*TASK DIRECTIONS:* Retype all material exactly. Pictures stay out of the copy.
─── DATA BLOCK ───
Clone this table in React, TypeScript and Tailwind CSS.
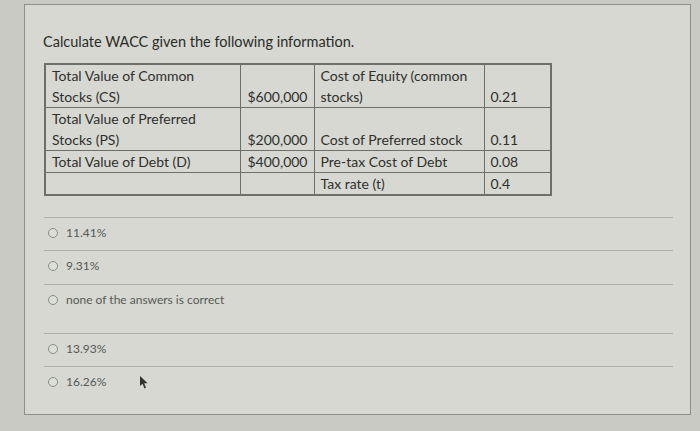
const font = { fontFamily: 'Lato, "Open Sans", sans-serif' };

const options = [
  { label: '11.41%', h: 'h-[33px]' },
  { label: '9.31%', h: 'h-[34px]' },
  { label: 'none of the answers is correct', h: 'h-[49px]' },
  { label: '13.93%', h: 'h-[33px]' },
  { label: '16.26%', h: 'h-[48px]' },
];

function Cell({ children, className = '' }: { children?: React.ReactNode; className?: string }) {
  return (
    <td className={`border border-[#6d6f6a] px-[6px] align-bottom leading-[21px] ${className}`}>
      {children}
    </td>
  );
}

function Cursor() {
  return (
    <svg
      className="absolute left-[139px] top-[375px] opacity-90"
      width="10"
      height="15"
      viewBox="0 0 10 15"
    >
      <path d="M1 1 L1 11 L3.5 8.8 L5.5 13.5 L7 12.8 L5.2 8.3 L8.6 8.2 Z" fill="#1f211f" />
    </svg>
  );
}

export default function App() {
  return (
    <div className="relative w-[700px] h-[431px] overflow-hidden bg-[#c8cac3] pt-[4px] pl-[24px]" style={font}>
      <div className="w-[667px] h-[411px] border border-[#8d8f89] bg-[#d6d8d1] pt-[27px] pl-[18px]">
        {/* Question */}
        <h1 className="text-[14.5px] leading-[20px] text-[#2b2c2a] mb-[11px]">
          Calculate WACC given the following information.
        </h1>

        {/* Data table */}
        <table className="border-collapse border-2 border-[#6d6f6a] text-[14px] text-[#2f302e] ml-[1px]">
          <tbody>
            <tr className="h-[43px]">
              <Cell className="w-[195px]">
                Total Value of Common
                <br />
                Stocks (CS)
              </Cell>
              <Cell className="w-[74px] text-right">$600,000</Cell>
              <Cell className="w-[170px]">
                Cost of Equity (common
                <br />
                stocks)
              </Cell>
              <Cell className="w-[67px]">0.21</Cell>
            </tr>
            <tr className="h-[43px]">
              <Cell>
                Total Value of Preferred
                <br />
                Stocks (PS)
              </Cell>
              <Cell className="text-right">$200,000</Cell>
              <Cell>Cost of Preferred stock</Cell>
              <Cell>0.11</Cell>
            </tr>
            <tr className="h-[22px]">
              <Cell>Total Value of Debt (D)</Cell>
              <Cell className="text-right">$400,000</Cell>
              <Cell>Pre-tax Cost of Debt</Cell>
              <Cell>0.08</Cell>
            </tr>
            <tr className="h-[22px]">
              <Cell />
              <Cell />
              <Cell>Tax rate (t)</Cell>
              <Cell>0.4</Cell>
            </tr>
          </tbody>
        </table>

        {/* Answers */}
        <div className="mt-[21px] w-[629px] ml-[1px]">
          {options.map((o) => (
            <div key={o.label} className={`${o.h} border-t border-[#aeb0aa] pt-[7px] pl-[4px]`}>
              <label className="flex items-center gap-[8px] text-[12px] leading-[16px] text-[#575955]">
                <span className="w-[10px] h-[10px] rounded-full border-[1.5px] border-[#8a8c87] bg-[#dcded8]" />
                {o.label}
              </label>
            </div>
          ))}
        </div>
      </div>
      <Cursor />
    </div>
  );
}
───
*EXERCISE RESULT:*
Clone this table in React, TypeScript and Tailwind CSS.
const font = { fontFamily: 'Lato, "Open Sans", sans-serif' };

const options = [
  { label: '11.41%', h: 'h-[33px]' },
  { label: '9.31%', h: 'h-[34px]' },
  { label: 'none of the answers is correct', h: 'h-[49px]' },
  { label: '13.93%', h: 'h-[33px]' },
  { label: '16.26%', h: 'h-[48px]' },
];

function Cell({ children, className = '' }: { children?: React.ReactNode; className?: string }) {
  return (
    <td className={`border border-[#6d6f6a] px-[6px] align-bottom leading-[21px] ${className}`}>
      {children}
    </td>
  );
}

function Cursor() {
  return (
    <svg
      className="absolute left-[139px] top-[375px] opacity-90"
      width="10"
      height="15"
      viewBox="0 0 10 15"
    >
      <path d="M1 1 L1 11 L3.5 8.8 L5.5 13.5 L7 12.8 L5.2 8.3 L8.6 8.2 Z" fill="#1f211f" />
    </svg>
  );
}

export default function App() {
  return (
    <div className="relative w-[700px] h-[431px] overflow-hidden bg-[#c8cac3] pt-[4px] pl-[24px]" style={font}>
      <div className="w-[667px] h-[411px] border border-[#8d8f89] bg-[#d6d8d1] pt-[27px] pl-[18px]">
        {/* Question */}
        <h1 className="text-[14.5px] leading-[20px] text-[#2b2c2a] mb-[11px]">
          Calculate WACC given the following information.
        </h1>

        {/* Data table */}
        <table className="border-collapse border-2 border-[#6d6f6a] text-[14px] text-[#2f302e] ml-[1px]">
          <tbody>
            <tr className="h-[43px]">
              <Cell className="w-[195px]">
                Total Value of Common
                <br />
                Stocks (CS)
              </Cell>
              <Cell className="w-[74px] text-right">$600,000</Cell>
              <Cell className="w-[170px]">
                Cost of Equity (common
                <br />
                stocks)
              </Cell>
              <Cell className="w-[67px]">0.21</Cell>
            </tr>
            <tr className="h-[43px]">
              <Cell>
                Total Value of Preferred
                <br />
                Stocks (PS)
              </Cell>
              <Cell className="text-right">$200,000</Cell>
              <Cell>Cost of Preferred stock</Cell>
              <Cell>0.11</Cell>
            </tr>
            <tr className="h-[22px]">
              <Cell>Total Value of Debt (D)</Cell>
              <Cell className="text-right">$400,000</Cell>
              <Cell>Pre-tax Cost of Debt</Cell>
              <Cell>0.08</Cell>
            </tr>
            <tr className="h-[22px]">
              <Cell />
              <Cell />
              <Cell>Tax rate (t)</Cell>
              <Cell>0.4</Cell>
            </tr>
          </tbody>
        </table>

        {/* Answers */}
        <div className="mt-[21px] w-[629px] ml-[1px]">
          {options.map((o) => (
            <div key={o.label} className={`${o.h} border-t border-[#aeb0aa] pt-[7px] pl-[4px]`}>
              <label className="flex items-center gap-[8px] text-[12px] leading-[16px] text-[#575955]">
                <span className="w-[10px] h-[10px] rounded-full border-[1.5px] border-[#8a8c87] bg-[#dcded8]" />
                {o.label}
              </label>
            </div>
          ))}
        </div>
      </div>
      <Cursor />
    </div>
  );
}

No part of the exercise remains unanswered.